Best for: the trapped-group tension and the darkness it unleashes.
Ready Player One — Ernest Cline (the deadly game)
If the puzzle-and-survival side hooked you, Ernest Cline’s Ready Player One turns the whole world into a high-stakes contest. A teenager hunts for a hidden prize inside a vast virtual reality, racing rivals willing to kill. It’s lighter and more pop-culture-soaked than The Maze Runner, but the “solve the game or die” momentum is the same.
Best for: the puzzle-solving and a race against deadly rivals.
The Giver — Lois Lowry (the dystopian why)
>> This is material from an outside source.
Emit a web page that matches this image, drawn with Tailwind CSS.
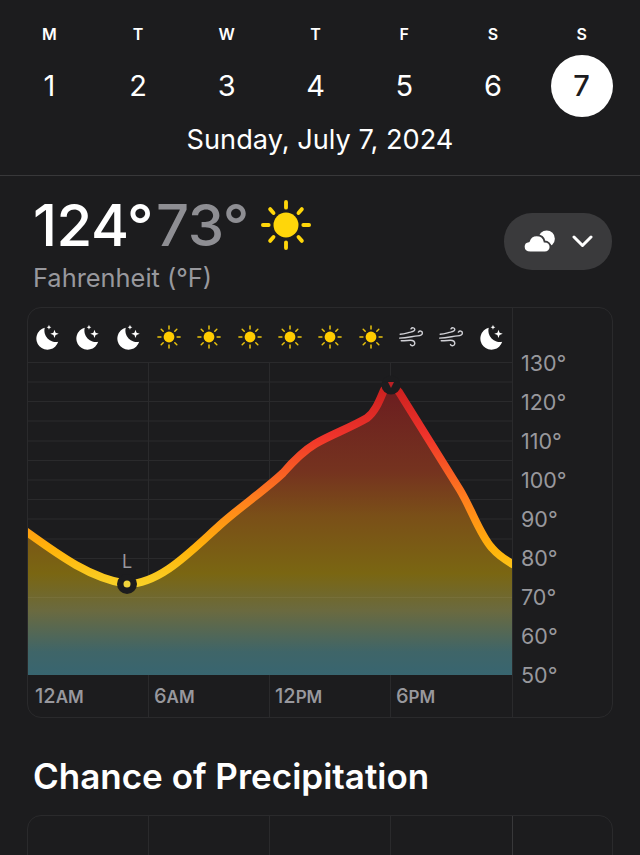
<!DOCTYPE html>
<html lang="en">
  <head>
    <meta charset="UTF-8" />
    <meta name="viewport" content="width=device-width, initial-scale=1.0" />
    <script src="https://cdn.jsdelivr.net/npm/@tailwindcss/browser@4"></script>
    <title>Temperature</title>
  </head>
  <body class="h-[855px] overflow-hidden bg-[#1c1c1e] font-['Inter','Liberation_Sans',sans-serif] text-white">
    <!-- shared icons -->
    <svg class="absolute h-0 w-0" aria-hidden="true">
      <symbol id="moon" viewBox="0 0 24 24">
        <path fill="#fff" d="M9 3.400A10.300 10.300 0 1 0 21.400 16.400 A10.600 10.600 0 0 1 9 3.400Z" />
        <path fill="#fff" d="M18 5.200l1 2.900 2.900 1-2.900 1-1 2.900-1-2.900-2.900-1 2.900-1ZM12.900.8l.6 1.600 1.600.6-1.600.6-.6 1.600-.6-1.600-1.600-.6 1.600-.6Z" />
      </symbol>
      <symbol id="sun" viewBox="0 0 24 24">
        <circle cx="12" cy="12" r="5.400" fill="#ffcc00" />
        <path stroke="#e8c20e" stroke-width="1.500" stroke-linecap="round" d="M12 .9v3M12 20.100v3M.9 12h3M20.100 12h3M4.200 4.200l2 2M17.800 17.800l2 2M19.800 4.200l-2 2M6.200 17.800l-2 2" />
      </symbol>
      <symbol id="wind" viewBox="0 0 24 24">
        <path fill="none" stroke="#d1d1d6" stroke-width="1.300" stroke-linecap="round" d="M2 9.500C6 9.500 9 8 11.500 7.500C13.500 7 15.500 6.500 15.500 5C15.500 3.500 13 2.800 12 4.500M1.500 13C8 13 13 11.500 18 11C20.500 10.800 22.500 10 22.500 8.200C22.500 6.500 20 5.800 18.800 7.500M3 15.500C7 15.500 9.500 15 11.500 15C14 15 15.500 16.200 15.500 18C15.500 20 12.500 20.800 11.500 19" />
      </symbol>
    </svg>

    <!-- week strip -->
    <section class="border-b border-[#38383a] h-[176px]">
      <div class="grid grid-cols-7 pl-[5px] w-[626px] pt-[24px] text-center">
        <span class="text-[16px] leading-[20px] font-semibold">M</span>
        <span class="text-[16px] leading-[20px] font-semibold">T</span>
        <span class="text-[16px] leading-[20px] font-semibold">W</span>
        <span class="text-[16px] leading-[20px] font-semibold">T</span>
        <span class="text-[16px] leading-[20px] font-semibold">F</span>
        <span class="text-[16px] leading-[20px] font-semibold">S</span>
        <span class="text-[16px] leading-[20px] font-semibold">S</span>
      </div>
      <div class="grid grid-cols-7 pl-[5px] w-[626px] mt-[11px] text-center text-[29px] leading-[62px] h-[62px]">
        <span>1</span>
        <span>2</span>
        <span>3</span>
        <span>4</span>
        <span>5</span>
        <span>6</span>
        <span class="mx-auto h-[62px] w-[62px] rounded-full bg-white text-[#1c1c1e] font-medium">7</span>
      </div>
      <p class="text-center text-[27.200px] leading-[34px] mt-[6px]">Sunday, July 7, 2024</p>
    </section>

    <!-- current temperature -->
    <section class="flex items-start justify-between pl-[33px] pr-[28px] pt-[16px] h-[131px]">
      <div>
        <div class="flex items-center h-[66px] text-[58px] leading-[66px] font-medium tracking-[-0.5px]">
          <span>124°</span>
          <span class="ml-[3px] text-[#8e8e93]">73°</span>
          <svg class="ml-[12px] h-[50px] w-[50px]" viewBox="0 0 52 52">
            <circle cx="26" cy="26" r="13" fill="#ffd60a" />
            <path stroke="#ffd60a" stroke-width="4" stroke-linecap="round" d="M26 2v6M26 44v6M2 26h6M44 26h6M9.500 9.500l3.500 4M39 38.500l3.500 4M42.500 9.500l-3.500 4M13 38.500l-3.500 4" />
          </svg>
        </div>
        <p class="mt-[4px] text-[25.400px] leading-[32px] text-[#98989d]">Fahrenheit (°F)</p>
      </div>
      <div class="mt-[21px] flex h-[57px] w-[108px] items-center justify-center gap-[15px] rounded-[28px] bg-[#3a3a3c]">
        <svg class="h-[23px] w-[34px]" viewBox="0 0 34 24">
          <circle cx="24" cy="9" r="8.500" fill="#fff" />
          <path fill="#fff" stroke="#3a3a3c" stroke-width="2" d="M7 23.500C3 23.500 0 21 0 17.500c0-3.200 2.300-5.500 5.300-5.800C6.500 7.800 9.800 5.500 13.500 5.500c4.300 0 7.500 2.800 8.300 6.500 3.500.1 6.200 2.500 6.200 5.800 0 3.300-2.800 5.700-6 5.700Z" />
        </svg>
        <svg class="h-[13px] w-[21px]" viewBox="0 0 21 13">
          <path fill="none" stroke="#fff" stroke-width="3" stroke-linecap="round" stroke-linejoin="round" d="M2 2l8.500 8.500L19 2" />
        </svg>
      </div>
    </section>

    <!-- temperature chart -->
    <section class="mx-[27px] grid h-[411px] w-[586px] grid-cols-[484px_1fr] rounded-[14px] border border-[#2a2a2c]">
      <div class="flex flex-col">
        <div class="grid h-[54px] grid-cols-12 items-center justify-items-center pt-[3px]">
          <svg class="h-[26px] w-[26px]"><use href="#moon" /></svg>
          <svg class="h-[26px] w-[26px]"><use href="#moon" /></svg>
          <svg class="h-[26px] w-[26px]"><use href="#moon" /></svg>
          <svg class="h-[24px] w-[24px]"><use href="#sun" /></svg>
          <svg class="h-[24px] w-[24px]"><use href="#sun" /></svg>
          <svg class="h-[24px] w-[24px]"><use href="#sun" /></svg>
          <svg class="h-[24px] w-[24px]"><use href="#sun" /></svg>
          <svg class="h-[24px] w-[24px]"><use href="#sun" /></svg>
          <svg class="h-[24px] w-[24px]"><use href="#sun" /></svg>
          <svg class="h-[26px] w-[26px]"><use href="#wind" /></svg>
          <svg class="h-[26px] w-[26px]"><use href="#wind" /></svg>
          <svg class="h-[26px] w-[26px]"><use href="#moon" /></svg>
        </div>
        <!-- svg coordinates are page pixels, shifted by the viewBox -->
        <svg class="block h-[314px] w-[484px]" viewBox="28 362 484 314">
          <defs>
            <linearGradient id="area" gradientUnits="userSpaceOnUse" x1="0" y1="385" x2="0" y2="675">
              <stop offset="0" stop-color="#6b1c20" />
              <stop offset="0.3" stop-color="#75331f" />
              <stop offset="0.45" stop-color="#7a4f18" />
              <stop offset="0.65" stop-color="#7a6612" />
              <stop offset="0.78" stop-color="#6a6a40" />
              <stop offset="0.92" stop-color="#3f6568" />
              <stop offset="1" stop-color="#386570" />
            </linearGradient>
            <linearGradient id="line" gradientUnits="userSpaceOnUse" x1="0" y1="385" x2="0" y2="590">
              <stop offset="0" stop-color="#c9201f" />
              <stop offset="0.25" stop-color="#f0332b" />
              <stop offset="0.55" stop-color="#ff7d1e" />
              <stop offset="0.8" stop-color="#ffb30a" />
              <stop offset="1" stop-color="#f8d52a" />
            </linearGradient>
          </defs>
          <g stroke="#2a2a2c" stroke-width="1">
            <path d="M27 362.500H512M27 382H512M27 401.500H512M27 421H512M27 441H512M27 460.500H512M27 480H512M27 499.500H512M27 519H512M27 539H512M27 558.500H512" />
            <path d="M148.500 362V676M269.500 362V676M390.500 362V676" />
          </g>
          <path fill="url(#area)" d="M24 530C60 556 90 578 127 584C160 584 190 552 220 525C240 507 265 490 283 473C296 458 305 450 315 444C330 435 350 428 367 418C375 412 379 402 384 390L391 386L399 392L460 490C472 510 480 535 492 548C498 555 505 560 516 566V675H24Z" />
          <path d="M27 597.500H512" stroke="#ffffff" stroke-opacity="0.05" />
          <path fill="none" stroke="url(#line)" stroke-width="8" stroke-linejoin="round" d="M24 530C60 556 90 578 127 584C160 584 190 552 220 525C240 507 265 490 283 473C296 458 305 450 315 444C330 435 350 428 367 418C375 412 379 402 384 390L391 384L399 392L460 490C472 510 480 535 492 548C498 555 505 560 516 566" />
          <circle cx="127" cy="584" r="10" fill="#1c1c1e" />
          <circle cx="127" cy="584" r="3.500" fill="#f2d43c" />
          <text x="127" y="568" text-anchor="middle" font-size="18" fill="#98989d">L</text>
          <circle cx="391" cy="385" r="9.500" fill="#1c1c1e" />
          <path d="M388 382h6l-3 6Z" fill="#b92025" />
        </svg>
        <div class="grid flex-1 grid-cols-[120px_121px_121px_1fr] text-[20px] font-medium text-[#98989d]">
          <div class="pl-[7px] pt-[8px] leading-[24px]">12<span class="text-[17px] font-semibold">AM</span></div>
          <div class="border-l border-[#2a2a2c] pl-[5px] pt-[8px] leading-[24px]">6<span class="text-[17px] font-semibold">AM</span></div>
          <div class="border-l border-[#2a2a2c] pl-[5px] pt-[8px] leading-[24px]">12<span class="text-[17px] font-semibold">PM</span></div>
          <div class="border-l border-[#2a2a2c] pl-[5px] pt-[8px] leading-[24px]">6<span class="text-[17px] font-semibold">PM</span></div>
        </div>
      </div>
      <div class="border-l border-[#2a2a2c] pl-[8px] pt-[36px] text-[21.500px] text-[#98989d]">
        <div class="flex h-[39px] items-center">130°</div>
        <div class="flex h-[39px] items-center">120°</div>
        <div class="flex h-[39px] items-center">110°</div>
        <div class="flex h-[39px] items-center">100°</div>
        <div class="flex h-[39px] items-center">90°</div>
        <div class="flex h-[39px] items-center">80°</div>
        <div class="flex h-[39px] items-center">70°</div>
        <div class="flex h-[39px] items-center">60°</div>
        <div class="flex h-[39px] items-center">50°</div>
      </div>
    </section>

    <!-- next section, cut off by the window -->
    <h2 class="mt-[36px] pl-[33px] text-[35px] leading-[44px] font-semibold">Chance of Precipitation</h2>
    <div class="mx-[27px] mt-[17px] grid h-[200px] w-[586px] grid-cols-[120px_121px_121px_122px_1fr] rounded-t-[14px] border border-[#2a2a2c]">
      <div></div>
      <div class="border-l border-[#2a2a2c]"></div>
      <div class="border-l border-[#2a2a2c]"></div>
      <div class="border-l border-[#2a2a2c]"></div>
      <div class="border-l border-[#38383a]"></div>
    </div>
  </body>
</html>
For the quieter, more thoughtful version of The Maze Runner’s central mystery — what is this controlled world really hiding? — Lois Lowry’s The Giver is essential. A boy discovers the terrible cost of his “perfect” community, and the slow reveal lands as hard as any monster in the maze. Short, sharp, unforgettable.
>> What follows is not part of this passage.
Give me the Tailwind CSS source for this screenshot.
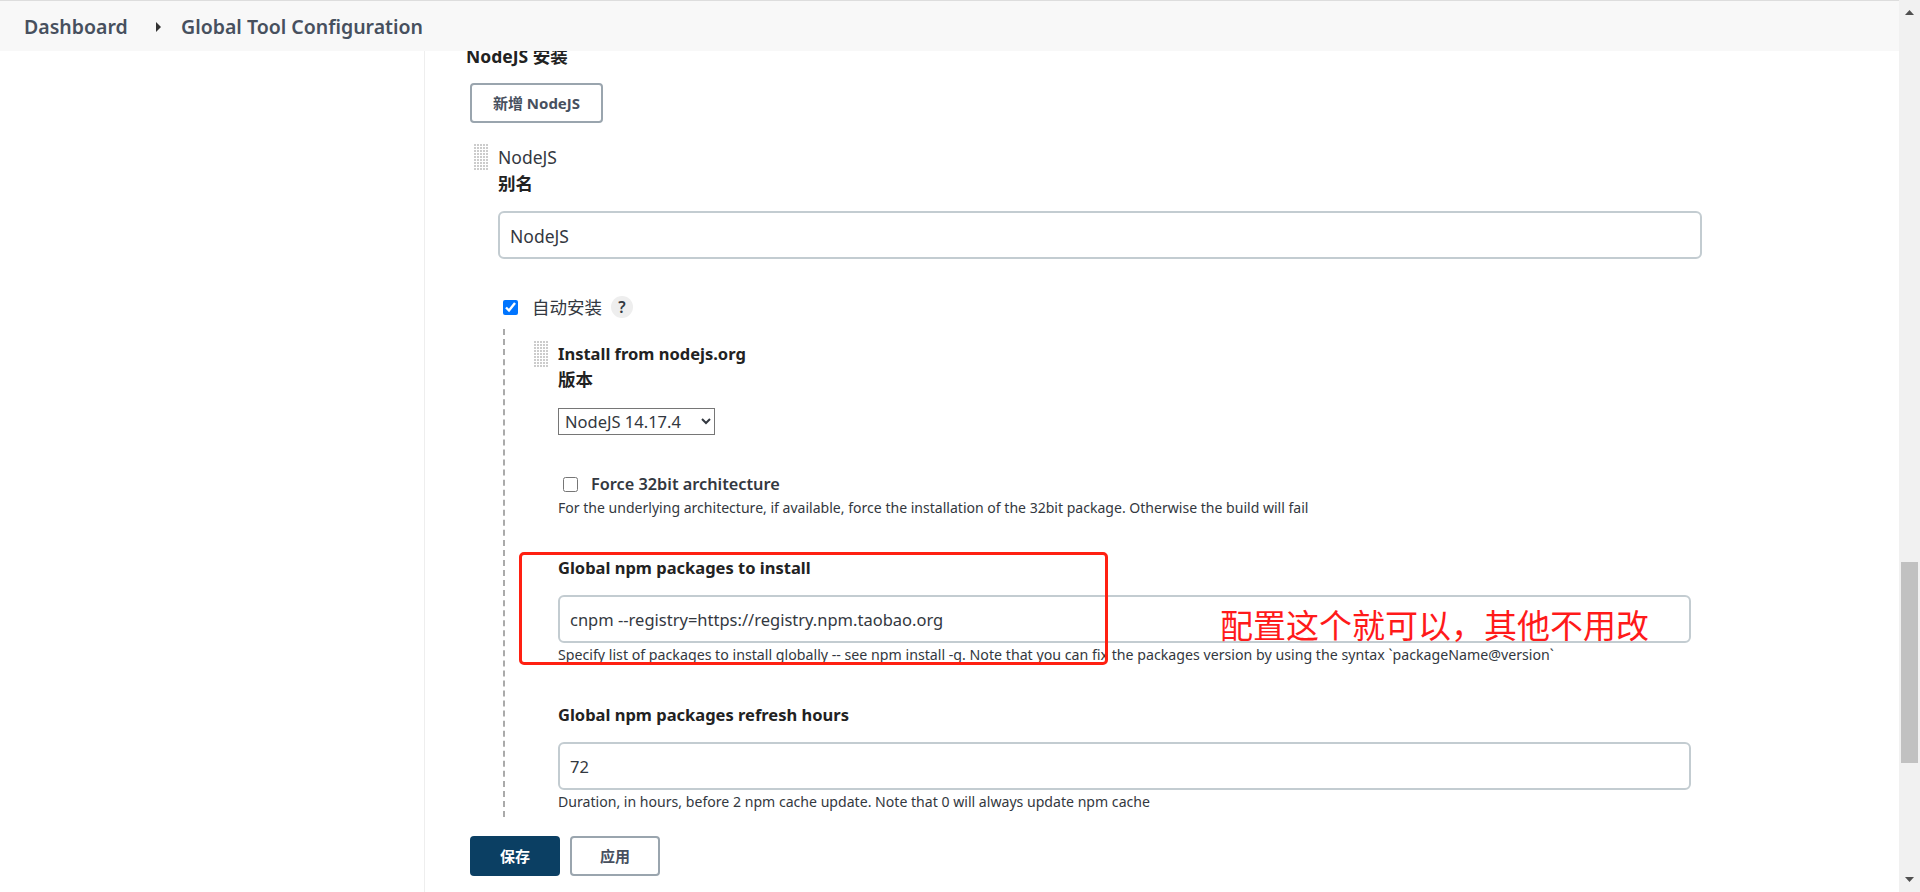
<!DOCTYPE html>
<html lang="zh-CN">
<head>
    <meta charset="UTF-8">
    <title>Global Tool Configuration</title>
    <script src="https://cdn.jsdelivr.net/npm/@tailwindcss/browser@4"></script>
</head>
<body class="bg-white overflow-hidden font-['Noto_Sans','Noto_Sans_CJK_SC',sans-serif] text-[#333840]">
<div class="relative flex h-[892px] w-[1920px] overflow-hidden">
    <div class="flex flex-col w-[1899px]">
        <!-- Breadcrumb bar -->
        <header class="relative z-10 flex items-center h-[51px] shrink-0 border-t border-[#dddddd] bg-[#f8f8f8] pt-[1px] text-[19.5px] font-semibold text-[#47505e]">
            <span class="ml-[24px] w-[132px]">Dashboard</span>
            <svg class="w-[5px] h-[10px]" viewBox="0 0 5 10"><path d="M0 0L5 5L0 10Z" fill="#333"/></svg>
            <span class="ml-[20px]">Global Tool Configuration</span>
        </header>

        <div class="flex flex-1 min-h-0">
            <div class="w-[424px] shrink-0"></div>
            <!-- Form -->
            <main class="flex-1 border-l border-[#eeeeee] pl-[41px]">
                <h3 class="h-[24px] -mt-[7px] text-[17.5px] leading-[24px] font-bold text-[#222]">NodeJS 安装</h3>
                <button class="mt-[15px] ml-[4px] block w-[133px] h-[40px] rounded-[4px] border-2 border-[#9aa5ae] bg-white text-[15px] font-bold text-[#47505e]">新增 NodeJS</button>

                <div class="flex items-start mt-[21px] ml-[8px]">
                    <svg class="w-[15px] h-[26px] shrink-0" viewBox="0 0 15 26"><defs><pattern id="grip1" width="3" height="3" patternUnits="userSpaceOnUse"><rect width="2" height="2" fill="#cccccc"/></pattern></defs><rect width="15" height="26" fill="url(#grip1)"/></svg>
                    <div class="ml-[9px]">
                        <div class="mt-[1px] h-[24px] text-[17.5px] leading-[24px]">NodeJS</div>
                        <div class="mt-[2px] h-[24px] text-[17.5px] leading-[24px] font-bold text-[#222]">别名</div>
                        <input class="mt-[16px] block w-[1204px] h-[48px] rounded-[6px] border-2 border-[#c3ccd1] bg-white px-[10px] pt-[1px] text-[17.5px] text-[#333840]" value="NodeJS">

                        <div class="flex items-center mt-[37px] ml-[5px] h-[22px]">
                            <input type="checkbox" checked class="w-[15px] h-[15px] m-0 accent-[#0075ff]">
                            <span class="ml-[14px] w-[79px] text-[17.5px]">自动安装</span>
                            <span class="flex items-center justify-center w-[22px] h-[22px] rounded-full bg-[#eeeeee] text-[16px] font-semibold">?</span>
                        </div>

                        <!-- Auto install block -->
                        <div class="mt-[11px] ml-[5px] h-[488px] border-l-2 border-dashed border-[#aaaaaa] pl-[29px] pt-[12px]">
                            <div class="flex items-start">
                                <svg class="w-[15px] h-[26px] shrink-0" viewBox="0 0 15 26"><defs><pattern id="grip2" width="3" height="3" patternUnits="userSpaceOnUse"><rect width="2" height="2" fill="#cccccc"/></pattern></defs><rect width="15" height="26" fill="url(#grip2)"/></svg>
                                <div class="ml-[9px]">
                                    <div class="mt-[1px] h-[24px] text-[16.5px] leading-[24px] font-bold text-[#222]">Install from nodejs.org</div>
                                    <div class="mt-[1px] h-[24px] text-[17.5px] leading-[24px] font-bold text-[#222]">版本</div>
                                    <select class="mt-[17px] block w-[157px] h-[27px] border border-[#767676] bg-white pl-[2px] text-[16.5px] text-[#333840]">
                                        <option>NodeJS 14.17.4</option>
                                    </select>

                                    <div class="flex items-center mt-[39px] ml-[5px] h-[20px]">
                                        <input type="checkbox" class="w-[15px] h-[15px] m-0">
                                        <span class="ml-[13px] text-[16.3px] font-semibold leading-[20px]">Force 32bit architecture</span>
                                    </div>
                                    <p class="mt-[4px] h-[20px] text-[14.05px] leading-[20px]">For the underlying architecture, if available, force the installation of the 32bit package. Otherwise the build will fail</p>

                                    <div class="mt-[38px] h-[24px] text-[16.5px] leading-[24px] font-bold text-[#222]">Global npm packages to install</div>
                                    <input class="mt-[15px] block w-[1133px] h-[48px] rounded-[6px] border-2 border-[#c3ccd1] bg-white px-[10px] pt-[1px] text-[16.5px] text-[#333840]" value="cnpm --registry=https://registry.npm.taobao.org">
                                    <p class="mt-[2px] h-[20px] text-[14.2px] leading-[20px]">Specify list of packages to install globally -- see npm install -g. Note that you can fix the packages version by using the syntax `packageName@version`</p>

                                    <div class="mt-[38px] h-[24px] text-[16.5px] leading-[24px] font-bold text-[#222]">Global npm packages refresh hours</div>
                                    <input class="mt-[15px] block w-[1133px] h-[48px] rounded-[6px] border-2 border-[#c3ccd1] bg-white px-[10px] pt-[1px] text-[16.5px] text-[#333840]" value="72">
                                    <p class="mt-[2px] h-[20px] text-[14.1px] leading-[20px]">Duration, in hours, before 2 npm cache update. Note that 0 will always update npm cache</p>
                                </div>
                            </div>
                        </div>
                    </div>
                </div>

                <div class="flex gap-[10px] mt-[19px] ml-[4px]">
                    <button class="w-[90px] h-[40px] rounded-[4px] bg-[#0b3f63] text-[15px] font-bold text-white">保存</button>
                    <button class="w-[90px] h-[40px] rounded-[4px] border-2 border-[#9aa5ae] bg-white text-[15px] font-bold text-[#47505e]">应用</button>
                </div>
            </main>
        </div>
    </div>

    <!-- Scrollbar -->
    <div class="relative flex flex-col items-center w-[21px] shrink-0 bg-[#f1f1f1]">
        <svg class="mt-[10px] w-[9px] h-[5px]" viewBox="0 0 9 5"><path d="M4.5 0L9 5H0Z" fill="#505050"/></svg>
        <div class="absolute left-[2px] top-[562px] w-[17px] h-[201px] bg-[#c1c1c1]"></div>
        <svg class="mt-auto mb-[10px] w-[9px] h-[5px]" viewBox="0 0 9 5"><path d="M0 0H9L4.5 5Z" fill="#505050"/></svg>
    </div>

    <!-- Screenshot annotation -->
    <div class="absolute left-[519px] top-[552px] w-[589px] h-[113px] rounded-[5px] border-[3px] border-[#ff2012]"></div>
    <div class="absolute left-[1220px] top-[604px] text-[33px] leading-[44px] whitespace-nowrap text-[#ff1a1a]">配置这个就可以，其他不用改</div>
</div>
</body>
</html>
Best for: the dystopian mystery, minus the action.
How to choose your next read
Pick by what gripped you most. The deadly contest? The Hunger Games. The faction trials? Divergent. The tested children? Ender’s Game. The trapped group? Lord of the Flies. The puzzle-race? Ready Player One. The dystopian secret? The Giver.
For more, browse our dystopian and young adult collections, and start with whichever piece of The Maze Runner you’re chasing.
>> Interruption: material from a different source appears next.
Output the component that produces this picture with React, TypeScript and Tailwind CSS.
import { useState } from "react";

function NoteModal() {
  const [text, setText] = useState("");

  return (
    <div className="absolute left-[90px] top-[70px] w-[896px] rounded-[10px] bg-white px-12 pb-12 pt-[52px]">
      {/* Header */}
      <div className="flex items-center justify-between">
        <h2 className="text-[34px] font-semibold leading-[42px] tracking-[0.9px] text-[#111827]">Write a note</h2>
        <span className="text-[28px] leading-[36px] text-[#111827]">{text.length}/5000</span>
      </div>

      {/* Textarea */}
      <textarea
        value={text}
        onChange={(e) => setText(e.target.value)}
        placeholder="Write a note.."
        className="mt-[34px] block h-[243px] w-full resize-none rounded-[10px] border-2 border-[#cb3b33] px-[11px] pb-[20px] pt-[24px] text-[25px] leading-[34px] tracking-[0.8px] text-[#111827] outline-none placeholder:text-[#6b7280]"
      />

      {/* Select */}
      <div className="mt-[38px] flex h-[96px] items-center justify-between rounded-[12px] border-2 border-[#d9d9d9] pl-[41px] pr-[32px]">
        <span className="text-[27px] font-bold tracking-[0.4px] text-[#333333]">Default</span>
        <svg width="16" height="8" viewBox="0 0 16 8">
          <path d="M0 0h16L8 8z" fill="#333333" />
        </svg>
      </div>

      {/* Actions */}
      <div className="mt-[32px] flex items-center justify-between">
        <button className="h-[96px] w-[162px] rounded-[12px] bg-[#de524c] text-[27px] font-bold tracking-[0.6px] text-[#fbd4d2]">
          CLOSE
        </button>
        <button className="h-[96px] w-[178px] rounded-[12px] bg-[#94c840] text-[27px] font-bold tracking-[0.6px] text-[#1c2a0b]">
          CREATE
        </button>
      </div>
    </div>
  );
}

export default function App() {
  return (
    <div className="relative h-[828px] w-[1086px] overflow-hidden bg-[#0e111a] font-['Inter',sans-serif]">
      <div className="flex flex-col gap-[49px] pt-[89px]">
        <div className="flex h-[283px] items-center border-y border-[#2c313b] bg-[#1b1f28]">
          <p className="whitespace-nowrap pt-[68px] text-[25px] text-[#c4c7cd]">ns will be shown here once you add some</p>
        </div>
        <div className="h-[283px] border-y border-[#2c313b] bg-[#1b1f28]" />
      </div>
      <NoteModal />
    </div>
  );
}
Frequently Asked Questions
What should I read after The Maze Runner?
The Hunger Games and Divergent are the natural next reads — both deliver the same young-protagonist-versus-a-deadly-system tension. For the trapped-and-tested premise specifically, Ender's Game and Lord of the Flies are the closest in spirit, swapping the maze for a war school and a deserted island.
What book is most like The Maze Runner?
For the survival-trial structure, Ender's Game is the closest — children put through brutal tests by adults who won't explain why. For the broader dystopian-rebellion feel, The Hunger Games is the obvious match, and the easiest place to go next.
What makes a book similar to The Maze Runner?
Three ingredients: a group of young people trapped in a deadly, controlled environment; a mystery about who put them there and why; and survival that depends on cooperation, nerve, and figuring out the rules. The books here each capture at least two.